- _Job_: Quote every line below exactly and skip any picture.

- _Data excerpt_:
★ ★ ★ ★ ★
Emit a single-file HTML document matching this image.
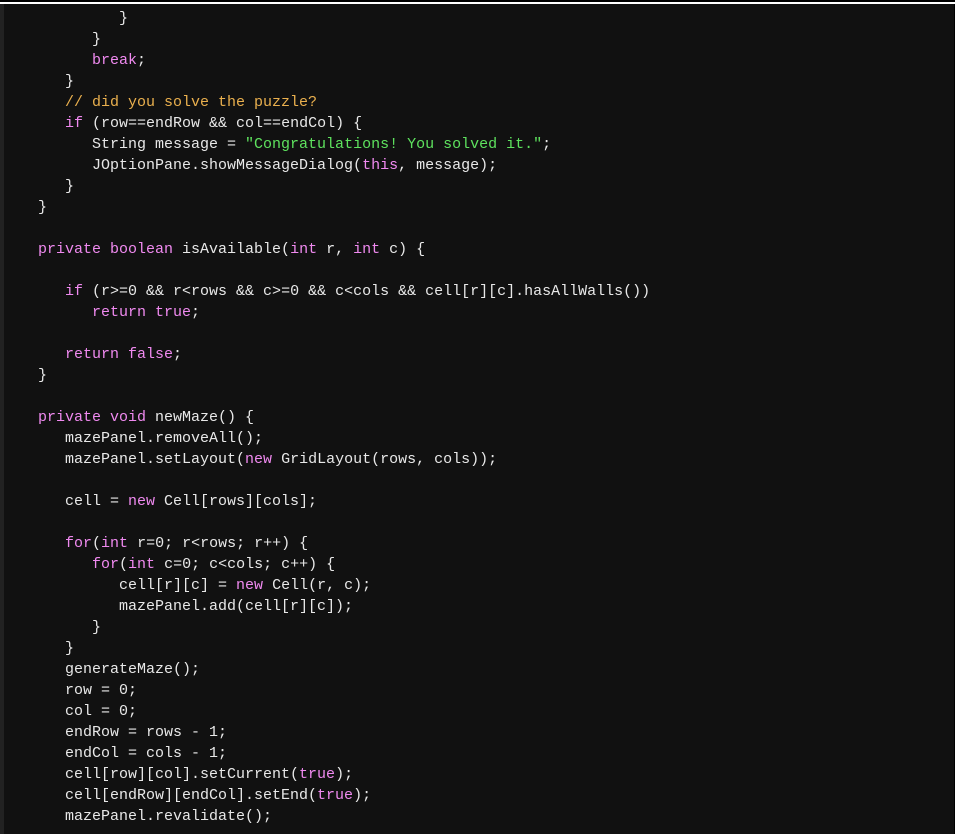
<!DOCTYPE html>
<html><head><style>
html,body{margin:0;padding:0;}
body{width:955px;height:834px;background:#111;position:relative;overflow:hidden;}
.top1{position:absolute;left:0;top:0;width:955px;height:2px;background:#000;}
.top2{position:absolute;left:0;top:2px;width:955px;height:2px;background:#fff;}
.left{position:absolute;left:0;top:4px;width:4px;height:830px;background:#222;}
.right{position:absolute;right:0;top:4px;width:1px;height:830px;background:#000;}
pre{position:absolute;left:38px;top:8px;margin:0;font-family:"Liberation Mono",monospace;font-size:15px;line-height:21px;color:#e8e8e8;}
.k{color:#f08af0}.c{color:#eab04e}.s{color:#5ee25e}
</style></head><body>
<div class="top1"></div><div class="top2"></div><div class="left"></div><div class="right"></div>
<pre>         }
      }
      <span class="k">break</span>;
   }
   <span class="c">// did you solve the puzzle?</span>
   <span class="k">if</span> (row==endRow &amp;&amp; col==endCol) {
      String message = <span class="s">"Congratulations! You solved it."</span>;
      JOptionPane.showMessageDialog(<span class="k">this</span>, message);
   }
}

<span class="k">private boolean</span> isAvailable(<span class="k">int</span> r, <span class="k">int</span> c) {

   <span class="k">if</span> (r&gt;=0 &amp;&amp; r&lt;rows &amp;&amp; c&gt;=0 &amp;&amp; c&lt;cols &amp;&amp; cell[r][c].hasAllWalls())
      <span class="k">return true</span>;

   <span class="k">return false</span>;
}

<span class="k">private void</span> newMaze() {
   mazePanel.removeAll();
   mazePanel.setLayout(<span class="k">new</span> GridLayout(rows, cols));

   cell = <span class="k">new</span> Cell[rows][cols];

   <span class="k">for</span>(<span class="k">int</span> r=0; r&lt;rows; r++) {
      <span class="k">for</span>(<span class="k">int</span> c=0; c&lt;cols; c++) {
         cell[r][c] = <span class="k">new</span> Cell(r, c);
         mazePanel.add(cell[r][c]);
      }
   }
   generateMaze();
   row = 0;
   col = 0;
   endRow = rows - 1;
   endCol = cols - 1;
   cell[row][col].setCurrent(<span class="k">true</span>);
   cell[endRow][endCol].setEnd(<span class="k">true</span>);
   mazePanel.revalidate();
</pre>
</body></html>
★ ★ ★ ★ ★
- _Task result_:
Emit a single-file HTML document matching this image.
<!DOCTYPE html>
<html><head><style>
html,body{margin:0;padding:0;}
body{width:955px;height:834px;background:#111;position:relative;overflow:hidden;}
.top1{position:absolute;left:0;top:0;width:955px;height:2px;background:#000;}
.top2{position:absolute;left:0;top:2px;width:955px;height:2px;background:#fff;}
.left{position:absolute;left:0;top:4px;width:4px;height:830px;background:#222;}
.right{position:absolute;right:0;top:4px;width:1px;height:830px;background:#000;}
pre{position:absolute;left:38px;top:8px;margin:0;font-family:"Liberation Mono",monospace;font-size:15px;line-height:21px;color:#e8e8e8;}
.k{color:#f08af0}.c{color:#eab04e}.s{color:#5ee25e}
</style></head><body>
<div class="top1"></div><div class="top2"></div><div class="left"></div><div class="right"></div>
<pre>         }
      }
      <span class="k">break</span>;
   }
   <span class="c">// did you solve the puzzle?</span>
   <span class="k">if</span> (row==endRow &amp;&amp; col==endCol) {
      String message = <span class="s">"Congratulations! You solved it."</span>;
      JOptionPane.showMessageDialog(<span class="k">this</span>, message);
   }
}

<span class="k">private boolean</span> isAvailable(<span class="k">int</span> r, <span class="k">int</span> c) {

   <span class="k">if</span> (r&gt;=0 &amp;&amp; r&lt;rows &amp;&amp; c&gt;=0 &amp;&amp; c&lt;cols &amp;&amp; cell[r][c].hasAllWalls())
      <span class="k">return true</span>;

   <span class="k">return false</span>;
}

<span class="k">private void</span> newMaze() {
   mazePanel.removeAll();
   mazePanel.setLayout(<span class="k">new</span> GridLayout(rows, cols));

   cell = <span class="k">new</span> Cell[rows][cols];

   <span class="k">for</span>(<span class="k">int</span> r=0; r&lt;rows; r++) {
      <span class="k">for</span>(<span class="k">int</span> c=0; c&lt;cols; c++) {
         cell[r][c] = <span class="k">new</span> Cell(r, c);
         mazePanel.add(cell[r][c]);
      }
   }
   generateMaze();
   row = 0;
   col = 0;
   endRow = rows - 1;
   endCol = cols - 1;
   cell[row][col].setCurrent(<span class="k">true</span>);
   cell[endRow][endCol].setEnd(<span class="k">true</span>);
   mazePanel.revalidate();
</pre>
</body></html>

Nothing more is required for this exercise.